Des nuances de paysages sont perceptibles. Au nord, la plaine s’apparente à la Touraine ; de Thouars à Châtellerault, la craie tourangelle affleure, tapissée de maigres cultures et de landes que tondent les moutons. »
Poitou-Charentes, Michelin (guides verts), 2019
La terre plate est recouverte d’un damier géant, dont les couleurs et même les cases se transforment d’une semaine à l’autre. En hiver, c’est une vaste étendue ocre et verte, légèrement hachurée par les labours, où les zones pierreuses introduisent des taches claires. Les lignes brutales des silos de métal ou de ciment, ainsi que les profils des silos à maïs aux cases grillagées s’enlèvent sur les guérets et les pousses menues des céréales. Au printemps les verts recouvrent presque tout l’espace, mais à la fin avril et au début de mai la plaine devient somptueuse, parée de l’ocre rougeâtre des terres labourées des verts tendres ou profonds des blés et des orges que le vent ride d’une houle argentée, et surtout des jaunes des colzas qui explosent sous le bleu encore pâle du ciel. Puis les fleurs des colzas disparaissent : alors les céréales mûrissantes recouvrent la plaine, dont les verts palissent, peu à peu remplacés par les jaunes annonciateurs des moissons ; vers le milieu de juillet explose une nouvelle fête de la couleur, celles que célèbrent les champs de tournesols dont la splendeur répond en plus chaud, dans une nuance plus proche de l’or, à celle des colzas défunts. Puis la plaine dépouillée ressemble à une steppe monotone, sur laquelle ne se dressent plus que les hampes des maïs, tandis que les machines s’affairent pour préparer les moissons futures. »
In : Poitou (Haut-Poitou) : Deux-Sèvres, Vienne, C. Bonneton, 1983, p. 304
Les images de la plaine
Les photographies aériennes
Elles sont les principaux supports des représentations de la Plaine de Neuville. Largement diffusées notamment par la carte postale à partir des années 1950, elles ont l’avantage de révéler à la fois son étendue et son organisation.
Cette vue aérienne à visée pédagogique de la fin des années 1950 montre la vaste étendue de la plaine, animée par quelques arbres isolés.
Plus au sud, cette autre image aérienne, centrée sur le village d’Avanton met en valeur le bâti (église romane, petit manoir, pigeonnier) et montre les parcelles déjà très remembrées de la Plaine de Neuville où les arbres sont rares.

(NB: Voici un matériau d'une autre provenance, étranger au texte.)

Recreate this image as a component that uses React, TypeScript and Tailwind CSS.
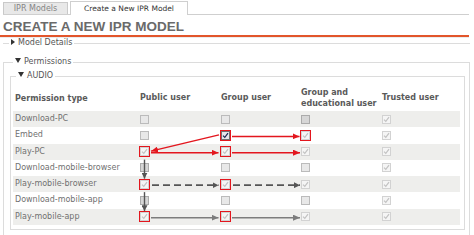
import React from 'react'

type Box = 'off' | 'offDark' | 'on' | 'onActive'

const COLS = ['Public user', 'Group user', 'Group and educational user', 'Trusted user']

// [state, highlighted] per column
const ROWS: { label: string; boxes: [Box, boolean][] }[] = [
  { label: 'Download-PC', boxes: [['off', false], ['off', false], ['offDark', false], ['on', false]] },
  { label: 'Embed', boxes: [['off', false], ['onActive', true], ['on', true], ['on', false]] },
  { label: 'Play-PC', boxes: [['on', true], ['on', true], ['on', false], ['on', false]] },
  { label: 'Download-mobile-browser', boxes: [['offDark', false], ['off', false], ['off', false], ['on', false]] },
  { label: 'Play-mobile-browser', boxes: [['on', true], ['on', true], ['on', false], ['on', false]] },
  { label: 'Download-mobile-app', boxes: [['offDark', false], ['off', false], ['off', false], ['on', false]] },
  { label: 'Play-mobile-app', boxes: [['on', true], ['on', true], ['on', false], ['on', false]] },
]

function Tri({ open }: { open?: boolean }) {
  return open ? (
    <svg width="6" height="5" viewBox="0 0 6 5" className="inline-block mr-[3px] align-[1px]">
      <path d="M0 0 L6 0 L3 5 Z" fill="#333" />
    </svg>
  ) : (
    <svg width="4" height="6" viewBox="0 0 4 6" className="inline-block mr-[3px] align-[0px]">
      <path d="M0 0 L4 3 L0 6 Z" fill="#333" />
    </svg>
  )
}

function Check({ state, mark }: { state: Box; mark: boolean }) {
  const base = 'relative block w-[9px] h-[9px] border'
  const look =
    state === 'off'
      ? 'border-[#bbbbbb] bg-[#e8e8e8]'
      : state === 'offDark'
        ? 'border-[#ababab] bg-[#d6d6d6]'
        : state === 'onActive'
          ? 'border-[#707070] bg-[#e6e6ec]'
          : 'border-[#d2d2d2] bg-[#f5f5f5]'
  const ring = mark ? ' outline-[length:1.5px] outline-solid outline-[#e3161e] outline-offset-[0.5px]' : ''
  return (
    <span className={base + ' ' + look + ring}>
      {(state === 'on' || state === 'onActive') && (
        <svg viewBox="0 0 7 7" className="absolute inset-0 w-[7px] h-[7px]">
          <path
            d="M1 3.6 L2.8 5.4 L6 1.2"
            fill="none"
            stroke={state === 'onActive' ? '#1d2650' : '#c2c2c2'}
            strokeWidth="1.2"
          />
        </svg>
      )}
    </span>
  )
}

function Arrows() {
  const y = (i: number) => 112 + 16.25 * i + 8.125
  const pub = 144.5
  return (
    <svg width="474" height="235" className="absolute left-0 top-0 pointer-events-none">
      <defs>
        <marker id="hr" markerUnits="userSpaceOnUse" markerWidth="7" markerHeight="6" refX="7" refY="3" orient="auto">
          <path d="M0 0 L7 3 L0 6 Z" fill="#e3161e" />
        </marker>
        <marker id="hd" markerUnits="userSpaceOnUse" markerWidth="6" markerHeight="6" refX="6" refY="3" orient="auto">
          <path d="M0 0 L6 3 L0 6 Z" fill="#555" />
        </marker>
        <marker id="hg" markerUnits="userSpaceOnUse" markerWidth="7" markerHeight="6" refX="7" refY="3" orient="auto">
          <path d="M0 0 L7 3 L0 6 Z" fill="#7c7c7c" />
        </marker>
      </defs>
      {/* red: embed + play-pc */}
      <g stroke="#e3161e" strokeWidth="1.5" fill="none">
        <line x1="232" y1={y(1)} x2="299.5" y2={y(1)} markerEnd="url(#hr)" />
        <line x1="219" y1={y(1) - 1.5} x2="151" y2={y(2) - 1.5} markerEnd="url(#hr)" />
        <line x1="151" y1={y(2)} x2="218.5" y2={y(2)} markerEnd="url(#hr)" />
        <line x1="232" y1={y(2)} x2="300" y2={y(2)} markerEnd="url(#hr)" />
      </g>
      {/* dark grey: verticals + dashed browser row */}
      <g stroke="#555" strokeWidth="1.4" fill="none">
        <line x1={pub} y1={y(2) + 7} x2={pub} y2={y(4) - 6.5} markerEnd="url(#hd)" />
        <line x1={pub} y1={y(4) + 7} x2={pub} y2={y(6) - 6.5} markerEnd="url(#hd)" />
        <line x1="152" y1={y(4)} x2="218.5" y2={y(4)} strokeWidth="1.6" strokeDasharray="7 4" markerEnd="url(#hd)" />
        <line x1="233" y1={y(4)} x2="300" y2={y(4)} strokeWidth="1.6" strokeDasharray="7 4" markerEnd="url(#hd)" />
      </g>
      {/* light grey: mobile app row */}
      <g stroke="#7c7c7c" strokeWidth="1.5" fill="none">
        <line x1="151" y1={y(6)} x2="218.5" y2={y(6)} markerEnd="url(#hg)" />
        <line x1="232" y1={y(6)} x2="300" y2={y(6)} markerEnd="url(#hg)" />
      </g>
    </svg>
  )
}

export default function App() {
  return (
    <div className="relative w-[474px] h-[235px] overflow-hidden bg-white font-['DejaVu_Sans',sans-serif] text-[8px] text-[#666]">
      {/* tabs */}
      <div className="flex h-[15px] items-end pl-[3px] pr-[5px]">
        <div className="flex items-end w-full border-b border-[#cfcfcf] h-full">
          <div className="flex h-[12px] w-[65px] items-center justify-center border border-b-0 border-[#c9c9c9] bg-[#e8e8e8] text-[#858585]">
            IPR Models
          </div>
          <div className="ml-[2px] -mb-px flex h-[14px] w-[118px] items-center justify-center border border-b-0 border-[#cfcfcf] bg-white text-[7.5px] text-[#333]">
            Create a New IPR Model
          </div>
        </div>
      </div>

      {/* title */}
      <div className="mr-[5px] border-b-2 border-[#e2552b]">
        <h1 className="h-[20px] pl-[3px] font-['Liberation_Sans',Arial,sans-serif] text-[13.5px] font-bold leading-[24px] text-[#6a6a6a]">
          CREATE A NEW IPR MODEL
        </h1>
      </div>
      <div className="mr-[5px] h-px bg-[#ececec]" />

      {/* model details (collapsed) */}
      <fieldset className="ml-[3px] mr-[4px] border-t border-[#dcdcdc]">
        <legend className="ml-[6px] px-[2px] leading-[10px] text-[#555]">
          <Tri />
          Model Details
        </legend>
      </fieldset>

      {/* permissions */}
      <fieldset className="ml-[3px] mr-[4px] mt-[9px] border border-b-0 border-[#dcdcdc] pl-[6px] pr-[4px] h-[200px]">
        <legend className="ml-[3px] px-[2px] leading-[10px] text-[#555]">
          <Tri open />
          Permissions
        </legend>

        <fieldset className="mt-[4px] border border-[#dcdcdc] pl-[2px] pr-[3px] pt-[5px] pb-[4px]">
          <legend className="ml-[3px] px-[2px] leading-[10px] text-[#555]">
            <Tri open />
            AUDIO
          </legend>

          <div className="grid grid-cols-[127px_81px_80px_81px_78px]">
            <div className="flex h-[25px] items-center pl-[2px] font-bold text-[#5a5a5a]">Permission type</div>
            {COLS.map((c) => (
              <div key={c} className="flex h-[25px] items-center font-bold leading-[10.5px] text-[#5a5a5a]">
                {c === 'Group and educational user' ? (
                  <span>
                    Group and
                    <br />
                    educational user
                  </span>
                ) : (
                  c
                )}
              </div>
            ))}

            {ROWS.map((r, i) => {
              const shade = i % 2 === 0 ? 'bg-[#eeeeec]' : ''
              return (
                <React.Fragment key={r.label}>
                  <div className={'flex h-[16.25px] items-center pl-[2px] text-[#707070] ' + shade}>{r.label}</div>
                  {r.boxes.map(([s, m], j) => (
                    <div key={j} className={'flex h-[16.25px] items-center ' + shade}>
                      <Check state={s} mark={m} />
                    </div>
                  ))}
                </React.Fragment>
              )
            })}
          </div>
        </fieldset>
      </fieldset>

      <Arrows />
    </div>
  )
}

Extraite d’un livre commandé par le Conseil départemental pour mettre en valeur des parcours de randonnée dans le département, cette photographie aérienne illustre un chapitre consacré aux « Grandes plaines de Neuville ». Le commentaire met en évidence la difficulté de valoriser ce type de paysage de « vastes plaines agricoles dominées par les grandes cultures, au relief peu prononcé (…) typique du paysage d’openfield (…) parfois déprécié pour son assimilation à une agriculture dite intensive ou industrielle. [1] » L’auteur insiste ensuite sur le fait que ce paysage de champs ouverts, dépourvu de haies, est cependant et malgré ses évolutions, traditionnel de la plaine, où les arbres isolés (amandiers et noyers) « soulignent le paysage », tout en déplorant que « leur présence a fortement reculé avec la diminution de la taille des exploitations et l’agrandissement des parcelles, parfois accentuée par la faible diversité des assolements. »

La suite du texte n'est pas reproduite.